Data rows.
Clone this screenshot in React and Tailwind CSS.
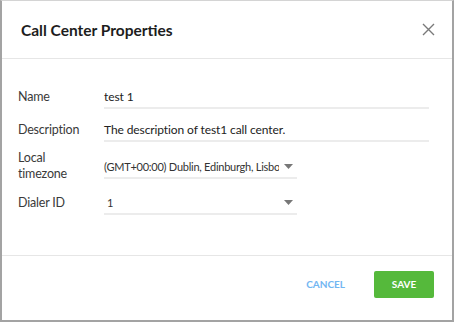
export default function App() {
    const font = { fontFamily: 'Lato, "Noto Sans", sans-serif' }

    return (
        <div className="w-[454px] h-[322px] bg-white overflow-hidden" style={font}>
            <div className="h-full flex flex-col border-t border-t-[#d4d4d4] border-x-2 border-b-2 border-x-[#a3a3a3] border-b-[#a3a3a3]">
                <div className="h-[58px] flex items-center justify-between pl-[19px] pr-[17px] pt-[2px] border-b border-[#e6e6e6] shrink-0">
                    <h2 className="text-[15.5px] font-bold text-[#1d1d1d]">Call Center Properties</h2>
                    <svg width="13" height="13" viewBox="0 0 13 13" className="text-[#7a7a7a] -mt-[2px]">
                        <path d="M1 1L12 12M12 1L1 12" stroke="currentColor" strokeWidth="1.4" />
                    </svg>
                </div>

                <div className="flex-1 pt-[17px] pl-[16px] pr-[22px]">
                    <Field label="Name" h="h-[33px]" wide>
                        <span className="text-[12px] leading-[16px] tracking-[-0.1px] text-[#222]">test 1</span>
                    </Field>
                    <Field label="Description" h="h-[33px]" wide>
                        <span className="text-[12px] leading-[16px] tracking-[-0.1px] text-[#222]">The description of test1 call center.</span>
                    </Field>
                    <Field label={<>Local<br />timezone</>} h="h-[37px]" select tall>
                        <span className="text-[11px] leading-[16px] tracking-[-0.25px] text-[#333] whitespace-nowrap overflow-hidden w-[175px] block">
                            (GMT+00:00) Dublin, Edinburgh, Lisbon, London
                        </span>
                    </Field>
                    <Field label="Dialer ID" h="h-[36px]" select>
                        <span className="text-[11px] leading-[16px] text-[#333] pl-[3px]">1</span>
                    </Field>
                </div>

                <div className="h-[65px] shrink-0 border-t border-[#e6e6e6] flex items-center justify-end gap-[29px] pr-[18px] pb-[8px]">
                    <button className="text-[10px] font-bold text-[#72b6f2]">CANCEL</button>
                    <button className="w-[60px] h-[27px] rounded-[2px] bg-[#55b93b] text-white text-[10px] font-bold">SAVE</button>
                </div>
            </div>
        </div>
    )
}

function Field({ label, children, wide, select, tall, h }) {
    return (
        <div className={`flex items-end ${h}`}>
            <div className={`w-[86px] text-[12.5px] leading-[16px] tracking-[-0.2px] text-[#3a3a3a] ${tall ? '-mb-[3px]' : 'pb-[4px]'}`}>
                {label}
            </div>
            <div className={`h-full flex items-end justify-between border-b-2 border-[#ececec] pb-[2px] ${wide ? 'w-[325px]' : 'w-[193px] pr-[4px]'}`}>
                {children}
                {select && (
                    <svg width="9" height="5" viewBox="0 0 9 5" className="text-[#777] shrink-0 mb-[6px]">
                        <path d="M0 0H9L4.5 5Z" fill="currentColor" />
                    </svg>
                )}
            </div>
        </div>
    )
}
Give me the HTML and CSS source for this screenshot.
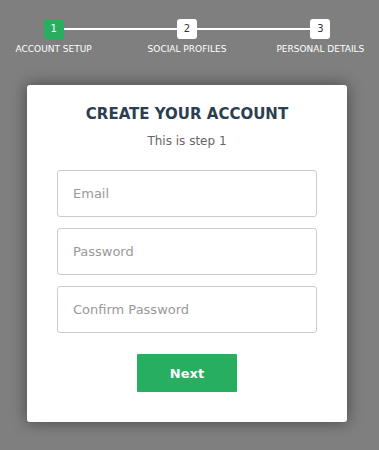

Written instruction. Leaving out the pictures, repeat the data above exactly.

Correct answer.
Clone this screenshot in React and Tailwind CSS.
export default function App() {
    const font = { fontFamily: 'Lato, "Noto Sans", sans-serif' }

    return (
        <div className="w-[454px] h-[322px] bg-white overflow-hidden" style={font}>
            <div className="h-full flex flex-col border-t border-t-[#d4d4d4] border-x-2 border-b-2 border-x-[#a3a3a3] border-b-[#a3a3a3]">
                <div className="h-[58px] flex items-center justify-between pl-[19px] pr-[17px] pt-[2px] border-b border-[#e6e6e6] shrink-0">
                    <h2 className="text-[15.5px] font-bold text-[#1d1d1d]">Call Center Properties</h2>
                    <svg width="13" height="13" viewBox="0 0 13 13" className="text-[#7a7a7a] -mt-[2px]">
                        <path d="M1 1L12 12M12 1L1 12" stroke="currentColor" strokeWidth="1.4" />
                    </svg>
                </div>

                <div className="flex-1 pt-[17px] pl-[16px] pr-[22px]">
                    <Field label="Name" h="h-[33px]" wide>
                        <span className="text-[12px] leading-[16px] tracking-[-0.1px] text-[#222]">test 1</span>
                    </Field>
                    <Field label="Description" h="h-[33px]" wide>
                        <span className="text-[12px] leading-[16px] tracking-[-0.1px] text-[#222]">The description of test1 call center.</span>
                    </Field>
                    <Field label={<>Local<br />timezone</>} h="h-[37px]" select tall>
                        <span className="text-[11px] leading-[16px] tracking-[-0.25px] text-[#333] whitespace-nowrap overflow-hidden w-[175px] block">
                            (GMT+00:00) Dublin, Edinburgh, Lisbon, London
                        </span>
                    </Field>
                    <Field label="Dialer ID" h="h-[36px]" select>
                        <span className="text-[11px] leading-[16px] text-[#333] pl-[3px]">1</span>
                    </Field>
                </div>

                <div className="h-[65px] shrink-0 border-t border-[#e6e6e6] flex items-center justify-end gap-[29px] pr-[18px] pb-[8px]">
                    <button className="text-[10px] font-bold text-[#72b6f2]">CANCEL</button>
                    <button className="w-[60px] h-[27px] rounded-[2px] bg-[#55b93b] text-white text-[10px] font-bold">SAVE</button>
                </div>
            </div>
        </div>
    )
}

function Field({ label, children, wide, select, tall, h }) {
    return (
        <div className={`flex items-end ${h}`}>
            <div className={`w-[86px] text-[12.5px] leading-[16px] tracking-[-0.2px] text-[#3a3a3a] ${tall ? '-mb-[3px]' : 'pb-[4px]'}`}>
                {label}
            </div>
            <div className={`h-full flex items-end justify-between border-b-2 border-[#ececec] pb-[2px] ${wide ? 'w-[325px]' : 'w-[193px] pr-[4px]'}`}>
                {children}
                {select && (
                    <svg width="9" height="5" viewBox="0 0 9 5" className="text-[#777] shrink-0 mb-[6px]">
                        <path d="M0 0H9L4.5 5Z" fill="currentColor" />
                    </svg>
                )}
            </div>
        </div>
    )
}
Give me the HTML and CSS source for this screenshot.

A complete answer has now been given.